The brothers were separated during the 1947 partition of India, with Habib growing up on the Indian side of the partition line, while Saddiq lived on the Pakistani side.
The Indian Independence Bill in 1947 ended 200 years of British rule and saw the nation divided into a Hindu-majority India and a Muslim-majority Pakistan amid religious strife.
In the clip, the two brothers walk towards each other before bursting into tears of joy as they throw their arms around each other in a tight embrace
As they hold each other, one of the brothers says: ‘Don’t cry, don’t worry, we’ve finally reunited after all these years, don’t cry’
But the brothers were reunited by the Kartarpur Corridor, a deal between Islamabad and New Delhi that opened a visa-free corridor between the two countries in 2019.
Visas to travel between Pakistan and India are normally difficult to obtain but the corridor was introduced to allow Sikh pilgrims in India to visit the shrine to their religion’s founder, which is in Pakistan.
Sikhs from around the world, Indian pilgrims of all faiths and people of Indian origin can use the corridor, S.C.L. Das, a joint secretary in the Indian Ministry of Home Affairs said at the time.
WHAT IS THE 1947 PARTITION OF INDIA?
The Partition of India was when British India divided in 1947 to form the states of India and Pakistan after a clash in religious values.
It saw the end of Britain’s colonial power over the country as two new nations were formed: Hindu and Sikh majority India and the Muslim majority Pakistan.
Bangladesh was later seceded from Pakistan in 1971, with the devastating fallout causing an estimated death toll of between 200,000 and two million.
Muslims, at 25 per cent of the population of British India, enjoyed a protected status as a minority government under imperial rule, with many concerned that this would end with the Partition.
What followed was the biggest mass migration in human history, along with sexual violence, mutilation, torture and abductions.
70 years on, the effects of the Partition still hang over the two nations, thanks to the ongoing threat of nuclear conflict.
The deal provides a secure bridge between the two countries, leading directly to the grave of Sikhism’s founder Guru Nanak, which lies just 4km (two miles) from the Indian border.
The Covid-19 pandemic temporarily prevented Indians from crossing in 2020, but authorities agreed to reopen the corridor in 2021.
India had long been asking Pakistan for such a corridor, but the project’s realisation was prevented by years of diplomatic tensions between the two countries that have fought three wars since the partition of the Indian subcontinent in 1947.
When Pakistan was carved out of colonial India at the end of British colonial rule in 1947, Kartarpur ended up on the western side of the border, while most of the region’s Sikhs remained on the other side.
Since then, the perennial state of enmity between India and Pakistan, who have had countless border skirmishes since independence, has been a constant barrier, particularly to Sikhs wanting to visit the temple.
After the corridor opened, Indian Prime Minister Narendra Modi said: ‘I would like to thank the Prime Minister of Pakistan, Imran Khan, for respecting the sentiments of India.

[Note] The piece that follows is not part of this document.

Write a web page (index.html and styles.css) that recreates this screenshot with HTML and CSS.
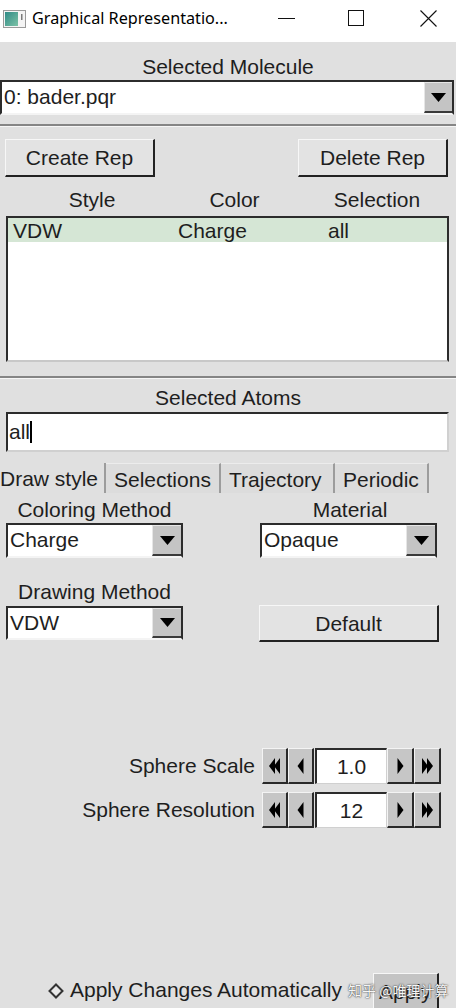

I thank him for his cooperation.’
The Indian Independence Bill, which formed the two independent nations of India and Pakistan, came into force at midnight on August 15, 1947, and ended 200 years of British rule in the country.

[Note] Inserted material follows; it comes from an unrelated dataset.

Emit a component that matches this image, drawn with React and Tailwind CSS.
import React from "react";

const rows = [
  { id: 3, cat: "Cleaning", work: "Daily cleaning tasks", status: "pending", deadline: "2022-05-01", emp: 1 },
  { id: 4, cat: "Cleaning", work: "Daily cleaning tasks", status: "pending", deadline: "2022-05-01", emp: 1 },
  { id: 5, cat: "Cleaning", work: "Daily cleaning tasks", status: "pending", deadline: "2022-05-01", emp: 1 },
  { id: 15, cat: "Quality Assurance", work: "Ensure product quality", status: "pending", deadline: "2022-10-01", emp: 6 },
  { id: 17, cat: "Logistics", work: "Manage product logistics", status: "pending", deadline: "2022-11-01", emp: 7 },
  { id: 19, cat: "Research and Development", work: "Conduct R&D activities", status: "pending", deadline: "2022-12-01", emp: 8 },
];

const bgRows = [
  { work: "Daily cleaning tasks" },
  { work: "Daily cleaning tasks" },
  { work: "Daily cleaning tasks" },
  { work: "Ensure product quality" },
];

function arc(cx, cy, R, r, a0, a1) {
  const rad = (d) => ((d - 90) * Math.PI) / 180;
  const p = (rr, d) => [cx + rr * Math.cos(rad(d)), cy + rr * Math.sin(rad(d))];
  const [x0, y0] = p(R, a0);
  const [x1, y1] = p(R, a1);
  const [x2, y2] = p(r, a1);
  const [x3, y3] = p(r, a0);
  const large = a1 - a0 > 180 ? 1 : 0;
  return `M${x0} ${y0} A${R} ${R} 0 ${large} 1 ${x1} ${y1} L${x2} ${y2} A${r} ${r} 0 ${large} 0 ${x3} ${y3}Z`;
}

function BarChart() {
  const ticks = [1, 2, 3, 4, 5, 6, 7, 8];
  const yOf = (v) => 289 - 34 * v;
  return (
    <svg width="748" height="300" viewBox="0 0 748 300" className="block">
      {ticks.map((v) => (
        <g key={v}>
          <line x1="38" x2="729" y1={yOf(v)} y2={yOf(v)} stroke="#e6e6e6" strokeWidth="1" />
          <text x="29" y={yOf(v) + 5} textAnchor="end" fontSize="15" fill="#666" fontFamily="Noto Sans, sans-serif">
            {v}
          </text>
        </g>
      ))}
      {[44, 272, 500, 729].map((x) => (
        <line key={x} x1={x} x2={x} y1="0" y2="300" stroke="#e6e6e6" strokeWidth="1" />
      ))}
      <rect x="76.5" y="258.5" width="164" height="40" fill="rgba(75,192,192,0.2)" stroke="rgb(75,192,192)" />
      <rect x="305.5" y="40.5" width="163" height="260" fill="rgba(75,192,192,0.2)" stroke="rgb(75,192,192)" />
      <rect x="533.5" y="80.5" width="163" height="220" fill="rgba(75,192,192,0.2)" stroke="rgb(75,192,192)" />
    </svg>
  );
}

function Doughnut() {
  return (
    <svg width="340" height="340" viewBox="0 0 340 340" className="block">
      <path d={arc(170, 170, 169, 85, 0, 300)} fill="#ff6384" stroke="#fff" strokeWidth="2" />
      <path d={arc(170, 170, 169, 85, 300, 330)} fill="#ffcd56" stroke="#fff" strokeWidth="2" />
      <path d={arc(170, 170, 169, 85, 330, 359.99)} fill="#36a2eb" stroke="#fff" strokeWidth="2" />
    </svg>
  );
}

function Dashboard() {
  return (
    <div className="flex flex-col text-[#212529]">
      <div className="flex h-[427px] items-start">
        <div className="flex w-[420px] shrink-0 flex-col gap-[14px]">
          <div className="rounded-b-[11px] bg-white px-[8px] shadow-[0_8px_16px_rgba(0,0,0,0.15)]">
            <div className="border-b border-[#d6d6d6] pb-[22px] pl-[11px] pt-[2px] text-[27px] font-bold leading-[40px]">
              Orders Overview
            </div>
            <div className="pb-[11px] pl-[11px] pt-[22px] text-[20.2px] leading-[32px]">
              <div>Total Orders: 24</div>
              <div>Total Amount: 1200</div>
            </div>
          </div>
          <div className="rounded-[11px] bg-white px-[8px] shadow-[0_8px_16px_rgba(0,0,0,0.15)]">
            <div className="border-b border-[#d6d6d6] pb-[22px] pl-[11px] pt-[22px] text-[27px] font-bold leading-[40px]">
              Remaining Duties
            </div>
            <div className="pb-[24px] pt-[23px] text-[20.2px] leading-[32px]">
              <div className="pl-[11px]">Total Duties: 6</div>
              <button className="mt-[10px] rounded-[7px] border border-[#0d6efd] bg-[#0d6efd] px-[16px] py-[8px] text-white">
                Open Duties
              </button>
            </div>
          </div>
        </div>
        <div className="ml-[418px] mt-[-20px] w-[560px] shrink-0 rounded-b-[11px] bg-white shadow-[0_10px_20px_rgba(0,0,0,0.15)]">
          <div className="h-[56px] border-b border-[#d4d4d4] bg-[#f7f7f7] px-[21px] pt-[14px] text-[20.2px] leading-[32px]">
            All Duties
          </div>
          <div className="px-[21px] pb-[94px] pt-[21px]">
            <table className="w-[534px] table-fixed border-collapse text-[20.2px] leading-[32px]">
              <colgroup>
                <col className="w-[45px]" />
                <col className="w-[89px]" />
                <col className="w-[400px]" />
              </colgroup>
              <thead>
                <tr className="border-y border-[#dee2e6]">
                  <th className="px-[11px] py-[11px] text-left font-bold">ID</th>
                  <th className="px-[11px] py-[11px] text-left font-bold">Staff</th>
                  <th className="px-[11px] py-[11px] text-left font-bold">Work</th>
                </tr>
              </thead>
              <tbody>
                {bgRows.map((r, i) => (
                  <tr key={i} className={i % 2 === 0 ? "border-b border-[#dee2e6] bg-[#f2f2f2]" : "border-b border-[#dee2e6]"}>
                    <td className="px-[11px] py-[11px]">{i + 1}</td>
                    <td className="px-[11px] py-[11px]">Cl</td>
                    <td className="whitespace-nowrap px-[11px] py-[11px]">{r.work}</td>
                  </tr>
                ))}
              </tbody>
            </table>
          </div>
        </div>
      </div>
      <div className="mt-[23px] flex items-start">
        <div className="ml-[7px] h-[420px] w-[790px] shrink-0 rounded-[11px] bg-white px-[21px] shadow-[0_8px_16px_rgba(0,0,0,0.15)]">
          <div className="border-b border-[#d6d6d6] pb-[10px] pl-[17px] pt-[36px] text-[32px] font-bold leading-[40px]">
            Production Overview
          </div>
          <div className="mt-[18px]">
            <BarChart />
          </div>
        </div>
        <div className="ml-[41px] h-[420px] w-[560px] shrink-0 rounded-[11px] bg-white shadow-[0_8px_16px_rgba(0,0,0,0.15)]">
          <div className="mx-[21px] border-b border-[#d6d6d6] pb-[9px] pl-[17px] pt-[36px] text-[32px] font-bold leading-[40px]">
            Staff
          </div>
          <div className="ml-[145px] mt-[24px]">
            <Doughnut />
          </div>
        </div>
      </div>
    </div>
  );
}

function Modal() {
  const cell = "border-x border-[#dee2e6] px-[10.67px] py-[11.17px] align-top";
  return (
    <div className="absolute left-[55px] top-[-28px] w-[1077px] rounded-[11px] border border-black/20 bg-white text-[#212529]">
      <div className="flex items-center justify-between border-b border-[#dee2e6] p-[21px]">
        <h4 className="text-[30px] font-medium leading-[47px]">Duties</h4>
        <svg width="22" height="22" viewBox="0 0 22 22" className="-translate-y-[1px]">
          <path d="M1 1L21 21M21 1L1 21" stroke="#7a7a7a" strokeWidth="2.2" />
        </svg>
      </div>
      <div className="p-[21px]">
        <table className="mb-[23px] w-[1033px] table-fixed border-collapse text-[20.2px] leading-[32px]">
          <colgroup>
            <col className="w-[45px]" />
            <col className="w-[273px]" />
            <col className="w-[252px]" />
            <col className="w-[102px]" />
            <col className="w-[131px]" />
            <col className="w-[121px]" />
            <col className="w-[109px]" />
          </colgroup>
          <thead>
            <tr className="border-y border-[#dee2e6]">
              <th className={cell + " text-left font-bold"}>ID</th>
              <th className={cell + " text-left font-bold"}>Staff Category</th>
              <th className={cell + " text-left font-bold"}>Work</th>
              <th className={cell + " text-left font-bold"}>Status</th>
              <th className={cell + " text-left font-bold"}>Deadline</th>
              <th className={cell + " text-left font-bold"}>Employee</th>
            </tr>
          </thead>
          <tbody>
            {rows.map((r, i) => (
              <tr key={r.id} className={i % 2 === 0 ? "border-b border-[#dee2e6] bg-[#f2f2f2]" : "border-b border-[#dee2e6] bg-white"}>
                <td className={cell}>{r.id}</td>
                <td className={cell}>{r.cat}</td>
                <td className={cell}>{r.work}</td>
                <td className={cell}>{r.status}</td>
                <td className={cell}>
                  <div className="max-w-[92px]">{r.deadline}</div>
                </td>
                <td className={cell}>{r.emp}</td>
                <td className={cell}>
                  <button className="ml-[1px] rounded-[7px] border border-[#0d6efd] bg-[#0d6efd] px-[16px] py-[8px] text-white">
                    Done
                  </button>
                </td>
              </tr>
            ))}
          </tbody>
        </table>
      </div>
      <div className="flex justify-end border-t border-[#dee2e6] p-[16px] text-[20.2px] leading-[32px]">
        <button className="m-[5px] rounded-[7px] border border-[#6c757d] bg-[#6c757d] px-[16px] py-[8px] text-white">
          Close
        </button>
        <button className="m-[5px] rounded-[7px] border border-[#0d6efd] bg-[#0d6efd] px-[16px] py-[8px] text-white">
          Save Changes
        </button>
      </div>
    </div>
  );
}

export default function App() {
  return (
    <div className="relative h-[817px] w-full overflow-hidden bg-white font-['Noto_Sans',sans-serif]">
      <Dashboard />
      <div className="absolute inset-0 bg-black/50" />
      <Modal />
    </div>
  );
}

Religious strife between Hindus and Muslims in India saw the country separated into two nations, forming a Hindu-majority India and Muslim-majority Pakistan.

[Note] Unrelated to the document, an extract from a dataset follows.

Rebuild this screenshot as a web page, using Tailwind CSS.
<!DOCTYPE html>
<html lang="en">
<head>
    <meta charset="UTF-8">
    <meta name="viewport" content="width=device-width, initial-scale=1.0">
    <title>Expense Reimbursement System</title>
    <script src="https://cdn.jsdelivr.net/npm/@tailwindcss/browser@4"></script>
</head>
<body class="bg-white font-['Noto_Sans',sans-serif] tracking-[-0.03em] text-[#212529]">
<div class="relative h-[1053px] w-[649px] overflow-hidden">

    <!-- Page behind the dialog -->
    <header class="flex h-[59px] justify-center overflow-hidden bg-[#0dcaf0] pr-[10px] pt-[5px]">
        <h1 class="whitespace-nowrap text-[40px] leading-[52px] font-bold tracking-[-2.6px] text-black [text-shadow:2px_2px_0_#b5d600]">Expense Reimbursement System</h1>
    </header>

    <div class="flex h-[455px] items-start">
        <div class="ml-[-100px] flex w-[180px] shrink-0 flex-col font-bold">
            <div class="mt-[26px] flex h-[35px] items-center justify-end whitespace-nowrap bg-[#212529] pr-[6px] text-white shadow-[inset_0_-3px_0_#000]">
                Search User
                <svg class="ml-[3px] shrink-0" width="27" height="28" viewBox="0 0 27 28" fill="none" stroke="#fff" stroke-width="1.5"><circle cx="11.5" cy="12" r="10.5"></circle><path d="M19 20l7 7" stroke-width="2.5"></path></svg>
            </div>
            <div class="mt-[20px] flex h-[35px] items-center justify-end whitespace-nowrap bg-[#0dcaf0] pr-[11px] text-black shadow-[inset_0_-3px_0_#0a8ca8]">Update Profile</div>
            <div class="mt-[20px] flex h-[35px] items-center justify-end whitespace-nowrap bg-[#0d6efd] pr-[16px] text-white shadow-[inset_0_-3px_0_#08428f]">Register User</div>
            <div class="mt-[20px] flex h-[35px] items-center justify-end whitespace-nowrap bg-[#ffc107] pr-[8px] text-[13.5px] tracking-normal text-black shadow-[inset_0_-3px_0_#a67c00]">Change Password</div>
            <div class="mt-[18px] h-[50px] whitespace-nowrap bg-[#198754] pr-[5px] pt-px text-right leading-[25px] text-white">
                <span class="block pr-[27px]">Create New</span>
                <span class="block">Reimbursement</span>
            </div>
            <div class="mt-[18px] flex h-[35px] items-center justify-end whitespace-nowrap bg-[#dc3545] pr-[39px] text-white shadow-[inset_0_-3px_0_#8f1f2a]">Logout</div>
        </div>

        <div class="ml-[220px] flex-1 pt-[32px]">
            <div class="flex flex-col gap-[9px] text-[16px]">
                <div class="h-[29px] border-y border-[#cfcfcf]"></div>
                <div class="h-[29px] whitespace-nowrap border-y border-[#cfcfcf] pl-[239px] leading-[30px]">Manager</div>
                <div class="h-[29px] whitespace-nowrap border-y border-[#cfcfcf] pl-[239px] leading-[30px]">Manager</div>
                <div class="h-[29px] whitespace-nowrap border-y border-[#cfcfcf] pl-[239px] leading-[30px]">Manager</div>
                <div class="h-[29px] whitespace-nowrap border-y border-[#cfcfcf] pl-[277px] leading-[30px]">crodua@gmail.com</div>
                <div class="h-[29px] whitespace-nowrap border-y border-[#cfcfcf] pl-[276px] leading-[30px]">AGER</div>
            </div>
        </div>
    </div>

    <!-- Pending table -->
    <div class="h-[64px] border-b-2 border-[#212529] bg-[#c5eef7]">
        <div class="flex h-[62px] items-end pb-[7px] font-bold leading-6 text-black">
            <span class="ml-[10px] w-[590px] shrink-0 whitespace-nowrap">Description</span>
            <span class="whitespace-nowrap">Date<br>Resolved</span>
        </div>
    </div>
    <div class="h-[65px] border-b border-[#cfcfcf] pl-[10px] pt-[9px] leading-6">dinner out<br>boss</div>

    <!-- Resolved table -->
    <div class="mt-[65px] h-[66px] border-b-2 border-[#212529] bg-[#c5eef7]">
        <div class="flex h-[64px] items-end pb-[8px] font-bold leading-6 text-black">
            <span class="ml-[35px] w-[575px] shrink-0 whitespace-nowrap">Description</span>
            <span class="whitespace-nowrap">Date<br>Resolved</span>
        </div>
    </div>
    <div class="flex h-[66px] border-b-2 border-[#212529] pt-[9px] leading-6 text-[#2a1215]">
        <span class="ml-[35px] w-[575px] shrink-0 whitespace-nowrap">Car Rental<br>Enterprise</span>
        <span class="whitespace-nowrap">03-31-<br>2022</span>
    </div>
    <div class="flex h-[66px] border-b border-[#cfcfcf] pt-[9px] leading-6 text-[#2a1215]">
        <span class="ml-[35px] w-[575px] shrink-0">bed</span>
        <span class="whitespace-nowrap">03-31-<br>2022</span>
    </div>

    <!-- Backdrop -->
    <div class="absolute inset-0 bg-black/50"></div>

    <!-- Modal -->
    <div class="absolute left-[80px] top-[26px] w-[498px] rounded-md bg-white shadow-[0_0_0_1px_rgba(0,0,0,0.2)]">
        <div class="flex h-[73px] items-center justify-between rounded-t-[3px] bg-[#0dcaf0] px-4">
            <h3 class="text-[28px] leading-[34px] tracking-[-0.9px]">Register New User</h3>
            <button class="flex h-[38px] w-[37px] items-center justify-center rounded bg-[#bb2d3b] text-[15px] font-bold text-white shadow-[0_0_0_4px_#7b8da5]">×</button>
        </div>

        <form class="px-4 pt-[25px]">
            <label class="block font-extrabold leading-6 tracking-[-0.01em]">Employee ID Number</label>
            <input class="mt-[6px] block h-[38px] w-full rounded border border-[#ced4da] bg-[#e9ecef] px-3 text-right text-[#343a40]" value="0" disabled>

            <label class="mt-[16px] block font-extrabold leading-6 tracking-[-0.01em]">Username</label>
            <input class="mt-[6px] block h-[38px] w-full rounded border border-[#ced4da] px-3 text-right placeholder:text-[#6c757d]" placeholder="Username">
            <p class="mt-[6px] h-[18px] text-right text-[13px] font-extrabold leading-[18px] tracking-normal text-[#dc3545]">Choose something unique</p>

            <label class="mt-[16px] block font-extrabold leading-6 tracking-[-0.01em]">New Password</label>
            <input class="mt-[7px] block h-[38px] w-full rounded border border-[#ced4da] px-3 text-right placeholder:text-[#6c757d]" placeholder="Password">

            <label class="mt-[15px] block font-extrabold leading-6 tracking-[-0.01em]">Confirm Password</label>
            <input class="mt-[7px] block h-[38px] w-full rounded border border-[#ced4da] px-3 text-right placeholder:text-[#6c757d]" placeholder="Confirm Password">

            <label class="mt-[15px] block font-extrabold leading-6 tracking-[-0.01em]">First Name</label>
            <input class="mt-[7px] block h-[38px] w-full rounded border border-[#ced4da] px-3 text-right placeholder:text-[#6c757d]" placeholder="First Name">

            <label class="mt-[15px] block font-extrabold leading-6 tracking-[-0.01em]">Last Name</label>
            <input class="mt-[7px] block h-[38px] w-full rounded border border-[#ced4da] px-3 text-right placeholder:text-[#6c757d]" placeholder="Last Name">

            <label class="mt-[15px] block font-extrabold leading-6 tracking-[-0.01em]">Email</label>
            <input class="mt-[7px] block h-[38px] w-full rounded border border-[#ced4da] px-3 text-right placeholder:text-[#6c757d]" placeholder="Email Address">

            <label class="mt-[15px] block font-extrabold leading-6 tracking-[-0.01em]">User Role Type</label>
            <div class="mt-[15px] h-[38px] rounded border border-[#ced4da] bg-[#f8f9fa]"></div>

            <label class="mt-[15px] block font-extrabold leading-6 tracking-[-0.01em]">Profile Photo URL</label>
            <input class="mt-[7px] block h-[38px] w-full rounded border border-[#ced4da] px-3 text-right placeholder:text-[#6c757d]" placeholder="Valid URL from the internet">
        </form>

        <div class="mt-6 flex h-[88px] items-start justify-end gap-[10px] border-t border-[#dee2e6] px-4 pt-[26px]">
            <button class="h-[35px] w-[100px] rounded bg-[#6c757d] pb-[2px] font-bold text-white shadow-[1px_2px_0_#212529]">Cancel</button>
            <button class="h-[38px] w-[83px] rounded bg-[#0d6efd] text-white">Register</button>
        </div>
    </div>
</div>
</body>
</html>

It sparked the largest mass migration in human history as the partition left millions of Muslims in Hindu-dominated India and Hindus in Islamic Pakistan, prompting families who feared repression to travel in a bid to cross the border.
Independence and partition led to the deaths of at least one million people and saw up to 20million people displaced as Muslims fled to Pakistan and Hindus and Sikhs headed to India.
There were an estimated 20,000 Sikhs left in Pakistan after millions fled to India following the bloody religious violence ignited by partition.